The subtle twist is her belief that this fighting causes food to remain undigested and get 'stuck' in the body. It is accumulations of food stuck in this way, she maintains, that make us put on weight. She claims that if foods are combined properly so that they do not fight, they will be processed properly and we will not gain weight. It is, of course, utter nonsense. All undigested food passes through and ends up in the lavatory. It is only when food is fully digested that it can be absorbed and cause weight gain.
The Beverly Hills diet's author also advocates eating fruits such as papaya and pineapple as, she claims, they have 'fat burning enzymes' that work on body fat. This again is arrant nonsense fruit enzymes are proteins that are broken down in the gut long before they get anywhere near fatty body tissue. Such a diet as this is much more likely to cause severe diarrhoea and mineral loss. In a later book, the author refers to the Beverly Hills Diet in terms of the Chinese Yin and Yang philosophy. This is the basis of the extreme Zen Macrobiotic Diet which is so nutritionally unbalanced it has caused scurvy, kidney failure and death.
One food only diets
The Beverly Hills Diet tended to be a one-type-of-food-only diet. There were several others including the banana-only diet, the fish-only diet, the juices-only diet and the yogurt-only diet.
The next diet that came along in 1982, the F-Plan Diet , was also based on one ingredient. In this case it was not a food but a non-food the totally inedible dietary fibre. Audrey Eyton's F-Plan effectively doubles the intake of dietary fibre by adding bran to just about everything. This, she says, gives a feeling of fullness and a consequent loss of appetite. But this feeling is distinctly ephemeral. Bran moves through the gut faster than real food and the effect is soon lost. The neuro-chemical sensors in the duodenum also recognise that what is passing has little nutritional content and the appetite is not switched off. It is not the fibre in the F-Plan Diet that does the work.
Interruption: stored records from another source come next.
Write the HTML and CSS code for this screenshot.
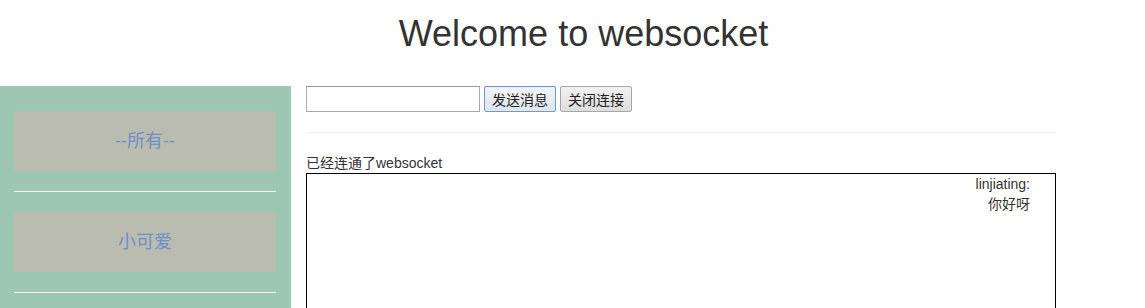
FILE: index.html
```html
<!DOCTYPE html>
<html lang="zh">
<head>
<meta charset="utf-8">
<title>websocket</title>
<link rel="stylesheet" href="styles.css">
</head>
<body>
<header class="header">
  <h1 class="title">Welcome to websocket</h1>
</header>
<div class="main">
  <aside class="sidebar">
    <div class="user">--所有--</div>
    <hr class="user-sep">
    <div class="user">小可爱</div>
    <hr class="user-sep">
  </aside>
  <section class="content">
    <div class="controls">
      <input class="msg-input" type="text">
      <button class="btn btn-focus" type="button">发送消息</button>
      <button class="btn" type="button">关闭连接</button>
    </div>
    <hr class="divider">
    <div class="status">已经连通了websocket</div>
    <div class="messages">
      <div class="msg">linjiating:</div>
      <div class="msg">你好呀</div>
    </div>
  </section>
</div>
</body>
</html>
```
FILE: styles.css
```css
html, body {
  margin: 0;
  padding: 0;
  background: #fff;
  color: #333;
  font-family: "Liberation Sans", Arial, "Noto Sans CJK SC", sans-serif;
  font-size: 14px;
  line-height: 20px;
}

.header {
  height: 86px;
  box-sizing: border-box;
  padding-top: 14px;
  padding-left: 22px;
  text-align: center;
}

.title {
  margin: 0;
  font-size: 36px;
  line-height: 40px;
  font-weight: 400;
  color: #333;
}

.main {
  display: flex;
  align-items: flex-start;
}

.sidebar {
  width: 291px;
  flex: none;
  background: #9ec7b3;
  box-sizing: border-box;
  padding: 25px 15px 20px 14px;
  height: 222px;
}

.user {
  height: 60px;
  line-height: 60px;
  background: #babcb0;
  color: #6f8fc9;
  text-align: center;
  font-size: 18px;
  margin-bottom: 20px;
}

.user-sep {
  margin: 0 0 20px 0;
  border: 0;
  border-top: 1px solid #f4f4f4;
  height: 0;
}

.content {
  margin-left: 15px;
  width: 750px;
}

.controls {
  display: flex;
  gap: 4px;
  height: 26px;
}

.msg-input {
  width: 174px;
  height: 26px;
  box-sizing: border-box;
  border: 1px solid #a9a9a9;
  border-top-color: #999;
  margin: 0;
  padding: 0 3px;
  font: inherit;
}

.btn {
  height: 26px;
  box-sizing: border-box;
  width: 72px;
  padding: 0;
  margin: 0;
  font-family: "Noto Sans CJK SC", "Liberation Sans", sans-serif;
  font-size: 14px;
  color: #222;
  background: linear-gradient(#f2f2f2, #dddddd);
  border: 1px solid #a6a6a6;
  border-radius: 2px;
}

.btn-focus {
  border-color: #6f96d8;
  background: linear-gradient(#f4f6fa, #dde3ec);
  box-shadow: inset 0 0 0 1px #e4ecf8;
}

.divider {
  margin: 20px 0;
  border: 0;
  border-top: 1px solid #eee;
  height: 0;
}

.status {
  height: 20px;
}

.messages {
  border: 1px solid #000;
  height: 300px;
  box-sizing: border-box;
  padding: 0 25px 0 0;
  text-align: right;
}

.msg {
  line-height: 20px;
}
```
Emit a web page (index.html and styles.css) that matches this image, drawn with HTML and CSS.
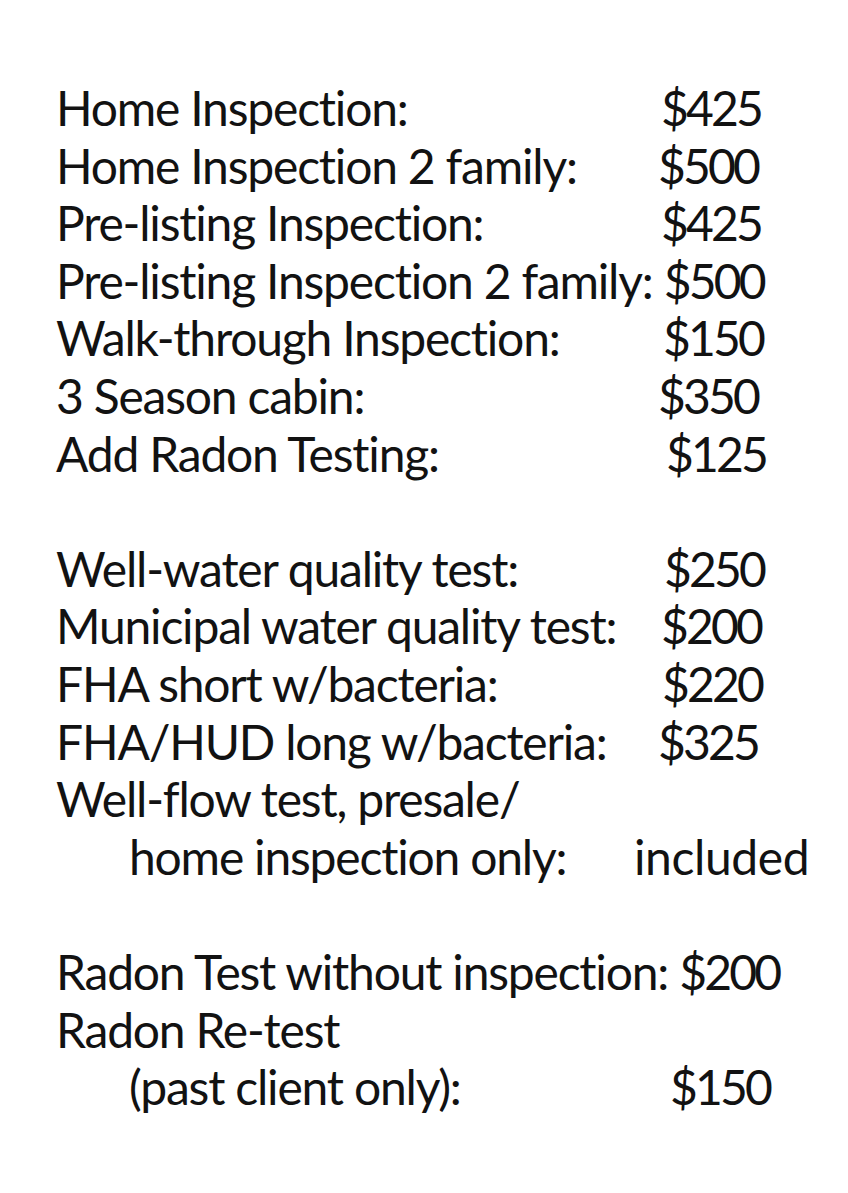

The F-Plan is just like all the others a low-calorie diet. Indeed, Eyton admits this: she states in her book: "Never let anyone, or any diet, convince you that calories don't count in achieving weight loss. They do. They are what slimming is all about."
And there is more to this one. Audrey Eyton is not the only 'expert' to recommend fibre as a means of losing weight. But it has dangers. One of the most used fibres is guar gum. In 1990 the American Food and Drugs Administration proposed to ban guar gum in non-prescription products because of fears over its safety.
And while an increase in fibre has been extolled for improving blood glucose control, the amount of fibre needed to do this is so high as to preclude its incorporation into a palatable or acceptable diet. In many of the studies that tested fibre in obesity, any weight lost was due to the gastric distress that many subjects experienced when they switched to the high-fibre diets.
Most studies are not well controlled. In one that was, researchers found that dietary fibre had no effect on either blood glucose or insulin.